[Material shown]
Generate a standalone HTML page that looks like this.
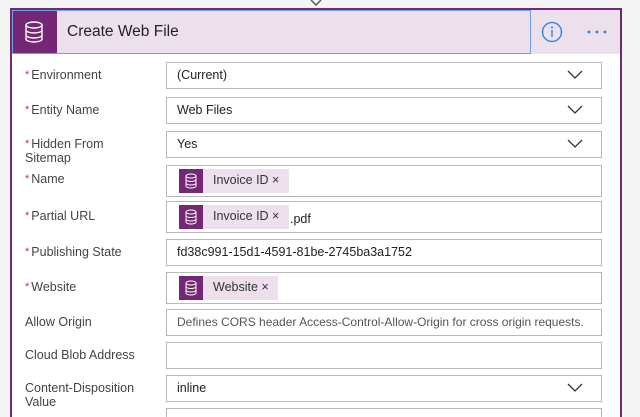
<!DOCTYPE html>
<html style="overflow:hidden;height:417px"><head><style>
body{margin:0;width:640px;height:417px;overflow:hidden;background:#f4f4f4;font-family:"Segoe UI","Liberation Sans",sans-serif;position:relative}
.card{position:absolute;left:10px;top:8px;width:608px;height:420px;border:2px solid #742774;border-bottom:none;background:#fff}
.hdr{position:absolute;left:0;top:0;width:608px;height:44px;background:#ece0ec}
.ico{position:absolute;left:0;top:0;width:45px;height:44px;background:#742774}
.tbox{position:absolute;left:0;top:0;width:517px;height:42px;border:1px solid #6fa0e8}
.title{position:absolute;left:55px;top:13px;font-size:15.5px;color:#222}
.lab{position:absolute;left:25px;font-size:12.5px;color:#444;line-height:14px}
.lab b{color:#c4314b;font-weight:normal;font-size:11px;vertical-align:top;margin-right:2px}
.inp{position:absolute;left:166px;width:436px;border:1px solid #b8b8b8;background:#fff;font-size:12.5px;color:#222;box-sizing:border-box}
.inp span.t{position:absolute;left:10px;top:5px;white-space:nowrap}
.chev{position:absolute;right:18px;top:7px}
.tok{position:absolute;top:3px;height:24px;background:#ece0ec;font-size:12.5px;color:#333}
.tok .ti{position:absolute;left:0;top:0;width:24px;height:24px;background:#742774}
.tok .tt{position:absolute;left:34px;top:4px;white-space:nowrap}
</style></head><body>
<svg style="position:absolute;left:308px;top:0" width="16" height="8"><path d="M3 0 L8 5 L13 0" fill="none" stroke="#555" stroke-width="1.5"/></svg>
<div class="card">
<div class="hdr">
<div class="ico"><svg width="45" height="44"><g fill="none" stroke="#fff" stroke-width="1.4"><ellipse cx="22" cy="15" rx="8" ry="3"/><path d="M14 15v14c0 1.7 3.6 3 8 3s8-1.3 8-3V15M14 20c0 1.7 3.6 3 8 3s8-1.3 8-3M14 25c0 1.7 3.6 3 8 3s8-1.3 8-3"/></g></svg></div>
<div class="tbox"></div>
<div class="title">Create Web File</div>
<svg style="position:absolute;left:529px;top:11px" width="22" height="22"><circle cx="11" cy="11" r="9.5" fill="none" stroke="#2b7cd3" stroke-width="1.3"/><circle cx="11" cy="6.5" r="1" fill="#2b7cd3"/><path d="M11 9v7" stroke="#2b7cd3" stroke-width="1.3"/></svg>
<svg style="position:absolute;left:575px;top:20px" width="22" height="4"><circle cx="2" cy="2" r="1.4" fill="#2b7cd3"/><circle cx="10" cy="2" r="1.4" fill="#2b7cd3"/><circle cx="18" cy="2" r="1.4" fill="#2b7cd3"/></svg>
</div>
</div>

<div class="lab" style="top:68px"><b>*</b>Environment</div>
<div class="inp" style="top:62px;height:27px"><span class="t">(Current)</span><svg class="chev" width="16" height="10"><path d="M1 1l7 7 7-7" fill="none" stroke="#333" stroke-width="1.3"/></svg></div>
<div class="lab" style="top:103px"><b>*</b>Entity Name</div>
<div class="inp" style="top:97px;height:27px"><span class="t">Web Files</span><svg class="chev" width="16" height="10"><path d="M1 1l7 7 7-7" fill="none" stroke="#333" stroke-width="1.3"/></svg></div>
<div class="lab" style="top:137px"><b>*</b>Hidden From<br>Sitemap</div>
<div class="inp" style="top:131px;height:27px"><span class="t">Yes</span><svg class="chev" width="16" height="10"><path d="M1 1l7 7 7-7" fill="none" stroke="#333" stroke-width="1.3"/></svg></div>
<div class="lab" style="top:172px"><b>*</b>Name</div>
<div class="inp" style="top:165px;height:32px"><div class="tok" style="left:12px;width:110px"><div class="ti"><svg width="24" height="24"><g fill="none" stroke="#fff" stroke-width="1"><ellipse cx="12" cy="7" rx="5" ry="2"/><path d="M7 7v10c0 1.1 2.2 2 5 2s5-.9 5-2V7M7 10.5c0 1.1 2.2 2 5 2s5-.9 5-2M7 14c0 1.1 2.2 2 5 2s5-.9 5-2"/></g></svg></div><span class="tt">Invoice ID ×</span></div></div>
<div class="lab" style="top:209px"><b>*</b>Partial URL</div>
<div class="inp" style="top:201px;height:32px"><div class="tok" style="left:12px;width:110px"><div class="ti"><svg width="24" height="24"><g fill="none" stroke="#fff" stroke-width="1"><ellipse cx="12" cy="7" rx="5" ry="2"/><path d="M7 7v10c0 1.1 2.2 2 5 2s5-.9 5-2V7M7 10.5c0 1.1 2.2 2 5 2s5-.9 5-2M7 14c0 1.1 2.2 2 5 2s5-.9 5-2"/></g></svg></div><span class="tt">Invoice ID ×</span></div><span style="position:absolute;left:123px;top:10px">.pdf</span></div>
<div class="lab" style="top:245px"><b>*</b>Publishing State</div>
<div class="inp" style="top:239px;height:27px"><span class="t">fd38c991-15d1-4591-81be-2745ba3a1752</span></div>
<div class="lab" style="top:280px"><b>*</b>Website</div>
<div class="inp" style="top:272px;height:32px"><div class="tok" style="left:12px;width:99px"><div class="ti"><svg width="24" height="24"><g fill="none" stroke="#fff" stroke-width="1"><ellipse cx="12" cy="7" rx="5" ry="2"/><path d="M7 7v10c0 1.1 2.2 2 5 2s5-.9 5-2V7M7 10.5c0 1.1 2.2 2 5 2s5-.9 5-2M7 14c0 1.1 2.2 2 5 2s5-.9 5-2"/></g></svg></div><span class="tt">Website ×</span></div></div>
<div class="lab" style="top:315px">Allow Origin</div>
<div class="inp" style="top:309px;height:27px;color:#555;font-size:12px"><span class="t">Defines CORS header Access-Control-Allow-Origin for cross origin requests.</span></div>
<div class="lab" style="top:348px">Cloud Blob Address</div>
<div class="inp" style="top:342px;height:27px"></div>
<div class="lab" style="top:381px">Content-Disposition<br>Value</div>
<div class="inp" style="top:375px;height:27px"><span class="t">inline</span><svg class="chev" width="16" height="10"><path d="M1 1l7 7 7-7" fill="none" stroke="#333" stroke-width="1.3"/></svg></div>
<div class="inp" style="top:408px;height:27px"></div>
</body></html>
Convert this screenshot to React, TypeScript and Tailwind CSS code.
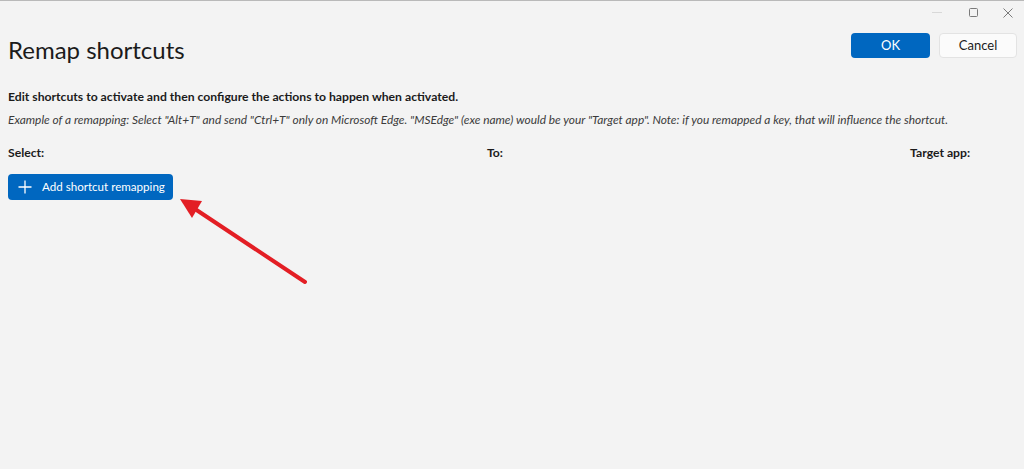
import React from "react";

export default function App() {
  const font = { fontFamily: 'Lato, "Noto Sans", sans-serif' };
  return (
    <div
      className="relative w-[1024px] h-[469px] overflow-hidden bg-[#f3f3f3] text-[#1b1b1b]"
      style={font}
    >
      <div className="h-px w-full bg-[#b9b9b9]" />
      {/* title bar controls */}
      <div className="flex justify-end items-center h-[23px] pr-[10px] gap-[22px] text-[#8a8a8a]">
        <div className="w-[10px] h-px bg-[#d8d8d8]" />
        <svg width="12" height="12" viewBox="0 0 12 12" className="ml-[4px]">
          <rect x="1.5" y="1.5" width="8" height="8" rx="1" fill="none" stroke="#7a7a7a" strokeWidth="1" />
        </svg>
        <svg width="12" height="12" viewBox="0 0 12 12">
          <path d="M1.5 1.5 L10.5 10.5 M10.5 1.5 L1.5 10.5" stroke="#7a7a7a" strokeWidth="1" />
        </svg>
      </div>
      {/* header row */}
      <div className="flex items-start justify-between pl-[8px] pr-[7px]">
        <h1 className="text-[24px] leading-[32px] mt-[10px] font-normal text-[#1b1b1b]">Remap shortcuts</h1>
        <div className="flex gap-[9px] mt-[9px]">
          <button className="w-[79px] h-[25px] rounded-[4px] bg-[#0067c0] text-white text-[13px] leading-none">OK</button>
          <button className="w-[78px] h-[25px] rounded-[4px] bg-[#fbfbfb] border border-[#e3e3e3] text-[#1b1b1b] text-[13px] leading-none">Cancel</button>
        </div>
      </div>
      <div className="pl-[8px] pr-[7px]">
        <p className="mt-[22px] text-[12.2px] leading-[18px] font-bold">
          Edit shortcuts to activate and then configure the actions to happen when activated.
        </p>
        <p className="mt-[5px] text-[11.9px] leading-[18px] italic text-[#3b3b3b] whitespace-nowrap">
          Example of a remapping: Select "Alt+T" and send "Ctrl+T" only on Microsoft Edge. "MSEdge" (exe name) would be your "Target app". Note: if you remapped a key, that will influence the shortcut.
        </p>
        <div className="mt-[15px] flex text-[12.2px] leading-[18px] font-bold">
          <div className="w-[479px]">Select:</div>
          <div className="flex-1">To:</div>
          <div className="w-[107px]">Target app:</div>
        </div>
        <button className="mt-[12px] flex items-center w-[165px] h-[26px] rounded-[4px] bg-[#0067c0] text-white text-[11.6px] leading-none whitespace-nowrap">
          <svg width="16" height="16" viewBox="0 0 16 16" className="ml-[9px] shrink-0">
            <path d="M8 1.5 V14.5 M1.5 8 H14.5" stroke="white" strokeWidth="1.3" />
          </svg>
          <span className="ml-[9px]">Add shortcut remapping</span>
        </button>
      </div>
      {/* red annotation arrow */}
      <svg className="absolute left-0 top-0 pointer-events-none" width="1024" height="469" viewBox="0 0 1024 469">
        <line x1="305" y1="282" x2="192" y2="207" stroke="#e31e24" strokeWidth="4" strokeLinecap="round" />
        <polygon points="180,199 202,201 192,218" fill="#e31e24" />
      </svg>
    </div>
  );
}
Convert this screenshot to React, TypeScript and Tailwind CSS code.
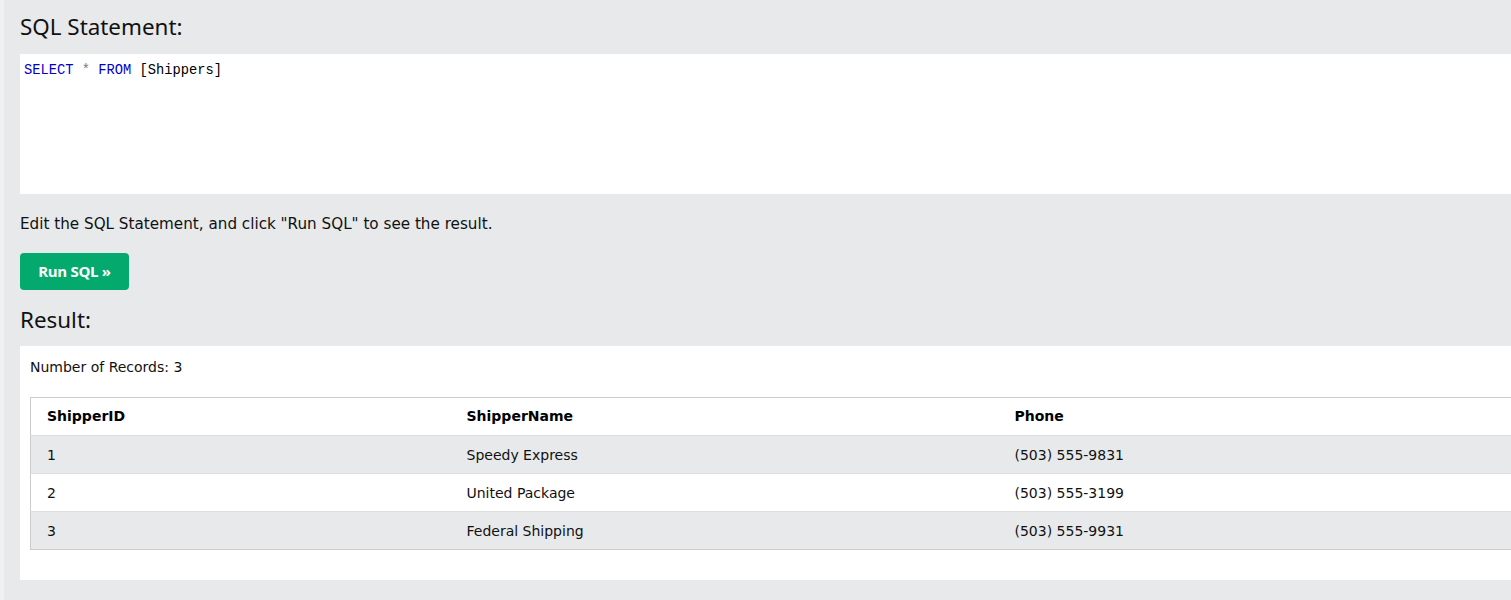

[What is being asked]
Locate the word "that" in the records and collect each line it appears in.

[Answer in full]
Generate a standalone HTML page that looks like this.
          Example of a remapping: Select "Alt+T" and send "Ctrl+T" only on Microsoft Edge. "MSEdge" (exe name) would be your "Target app". Note: if you remapped a key, that will influence the shortcut.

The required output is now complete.